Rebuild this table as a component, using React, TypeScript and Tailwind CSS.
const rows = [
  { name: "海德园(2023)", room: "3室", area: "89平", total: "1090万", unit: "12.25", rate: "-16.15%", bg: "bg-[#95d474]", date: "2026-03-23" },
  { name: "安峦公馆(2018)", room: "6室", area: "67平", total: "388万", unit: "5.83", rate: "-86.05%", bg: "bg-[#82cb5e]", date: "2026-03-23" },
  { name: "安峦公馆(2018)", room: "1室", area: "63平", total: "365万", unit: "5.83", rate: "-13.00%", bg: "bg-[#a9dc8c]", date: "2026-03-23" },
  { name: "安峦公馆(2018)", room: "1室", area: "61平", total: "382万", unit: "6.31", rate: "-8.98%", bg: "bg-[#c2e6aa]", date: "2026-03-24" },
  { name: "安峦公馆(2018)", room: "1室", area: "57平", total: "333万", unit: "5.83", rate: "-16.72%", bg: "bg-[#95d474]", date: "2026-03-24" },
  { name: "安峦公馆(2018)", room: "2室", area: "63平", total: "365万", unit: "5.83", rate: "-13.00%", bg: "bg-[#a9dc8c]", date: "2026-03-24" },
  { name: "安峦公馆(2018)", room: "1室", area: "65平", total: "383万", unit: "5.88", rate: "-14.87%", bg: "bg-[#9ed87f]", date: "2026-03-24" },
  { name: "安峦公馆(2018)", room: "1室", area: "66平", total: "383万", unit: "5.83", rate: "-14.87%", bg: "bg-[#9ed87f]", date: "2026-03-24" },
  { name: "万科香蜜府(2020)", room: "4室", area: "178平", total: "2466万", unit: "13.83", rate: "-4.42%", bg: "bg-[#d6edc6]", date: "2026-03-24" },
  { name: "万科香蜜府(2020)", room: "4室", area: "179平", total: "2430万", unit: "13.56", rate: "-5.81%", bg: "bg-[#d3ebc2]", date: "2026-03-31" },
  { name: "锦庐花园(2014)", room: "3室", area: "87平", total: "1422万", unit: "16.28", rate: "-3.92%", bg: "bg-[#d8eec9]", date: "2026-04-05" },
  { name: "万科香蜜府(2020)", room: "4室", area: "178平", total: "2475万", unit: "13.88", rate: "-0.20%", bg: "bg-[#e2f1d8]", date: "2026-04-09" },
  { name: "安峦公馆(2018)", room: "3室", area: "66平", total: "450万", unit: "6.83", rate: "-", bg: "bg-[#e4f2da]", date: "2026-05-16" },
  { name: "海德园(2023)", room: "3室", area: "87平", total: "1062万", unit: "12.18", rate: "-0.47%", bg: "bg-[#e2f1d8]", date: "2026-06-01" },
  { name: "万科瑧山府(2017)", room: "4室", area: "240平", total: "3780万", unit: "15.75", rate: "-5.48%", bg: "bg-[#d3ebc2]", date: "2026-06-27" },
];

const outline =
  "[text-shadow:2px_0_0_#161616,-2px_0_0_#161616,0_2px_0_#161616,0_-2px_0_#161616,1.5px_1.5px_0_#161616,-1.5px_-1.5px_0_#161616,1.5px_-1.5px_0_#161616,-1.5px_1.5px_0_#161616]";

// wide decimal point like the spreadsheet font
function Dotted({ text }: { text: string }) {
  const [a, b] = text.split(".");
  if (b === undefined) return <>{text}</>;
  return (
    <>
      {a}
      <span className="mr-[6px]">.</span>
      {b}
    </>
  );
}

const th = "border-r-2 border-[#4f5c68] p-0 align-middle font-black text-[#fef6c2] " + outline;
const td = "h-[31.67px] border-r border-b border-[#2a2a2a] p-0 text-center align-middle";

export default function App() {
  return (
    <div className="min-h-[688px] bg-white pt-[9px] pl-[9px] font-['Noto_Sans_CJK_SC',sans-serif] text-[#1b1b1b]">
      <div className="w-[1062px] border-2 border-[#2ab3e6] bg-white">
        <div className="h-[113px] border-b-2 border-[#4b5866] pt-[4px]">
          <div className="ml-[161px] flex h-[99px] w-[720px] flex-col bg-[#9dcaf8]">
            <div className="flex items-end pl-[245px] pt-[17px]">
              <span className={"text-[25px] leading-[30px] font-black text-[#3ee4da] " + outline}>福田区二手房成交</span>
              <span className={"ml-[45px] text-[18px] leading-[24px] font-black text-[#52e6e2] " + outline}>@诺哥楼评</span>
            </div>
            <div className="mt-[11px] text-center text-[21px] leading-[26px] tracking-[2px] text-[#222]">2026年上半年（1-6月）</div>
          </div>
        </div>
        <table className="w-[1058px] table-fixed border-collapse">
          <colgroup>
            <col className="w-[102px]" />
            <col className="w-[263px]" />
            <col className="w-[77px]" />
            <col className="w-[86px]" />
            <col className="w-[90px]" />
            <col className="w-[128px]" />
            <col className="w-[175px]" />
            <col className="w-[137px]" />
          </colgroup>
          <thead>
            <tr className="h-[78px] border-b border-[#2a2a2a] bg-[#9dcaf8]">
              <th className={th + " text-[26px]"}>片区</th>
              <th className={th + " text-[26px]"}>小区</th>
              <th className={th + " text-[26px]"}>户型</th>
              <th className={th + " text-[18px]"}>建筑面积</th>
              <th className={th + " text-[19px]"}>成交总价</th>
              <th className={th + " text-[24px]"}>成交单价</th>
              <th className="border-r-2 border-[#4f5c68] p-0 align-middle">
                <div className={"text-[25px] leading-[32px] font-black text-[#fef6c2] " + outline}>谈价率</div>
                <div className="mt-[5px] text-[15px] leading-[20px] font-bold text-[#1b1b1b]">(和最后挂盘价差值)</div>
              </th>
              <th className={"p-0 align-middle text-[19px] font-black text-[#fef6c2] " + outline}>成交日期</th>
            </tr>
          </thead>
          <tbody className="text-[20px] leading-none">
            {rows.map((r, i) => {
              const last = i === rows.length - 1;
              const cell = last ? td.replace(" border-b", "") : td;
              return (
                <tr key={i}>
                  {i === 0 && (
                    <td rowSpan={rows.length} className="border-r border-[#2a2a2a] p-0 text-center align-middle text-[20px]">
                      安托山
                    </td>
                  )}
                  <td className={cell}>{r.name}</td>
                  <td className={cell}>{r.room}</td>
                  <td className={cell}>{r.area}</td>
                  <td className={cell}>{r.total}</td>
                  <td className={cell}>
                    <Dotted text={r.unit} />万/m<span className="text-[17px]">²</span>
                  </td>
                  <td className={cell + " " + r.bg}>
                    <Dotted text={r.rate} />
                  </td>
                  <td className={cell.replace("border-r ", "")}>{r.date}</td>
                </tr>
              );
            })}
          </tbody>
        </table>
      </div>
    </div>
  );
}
========
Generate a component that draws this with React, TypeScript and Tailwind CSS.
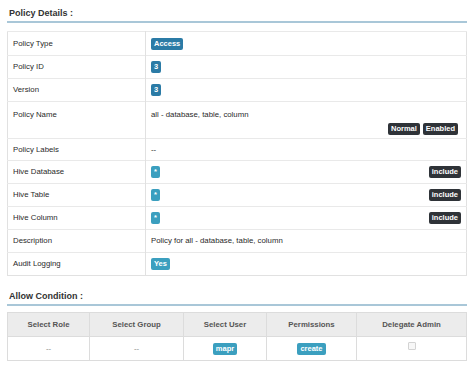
========
## Given task
Copy every line above in which the string "Tailwind" shows up.

## Output of the exercise
Rebuild this table as a component, using React, TypeScript and Tailwind CSS.
Generate a component that draws this with React, TypeScript and Tailwind CSS.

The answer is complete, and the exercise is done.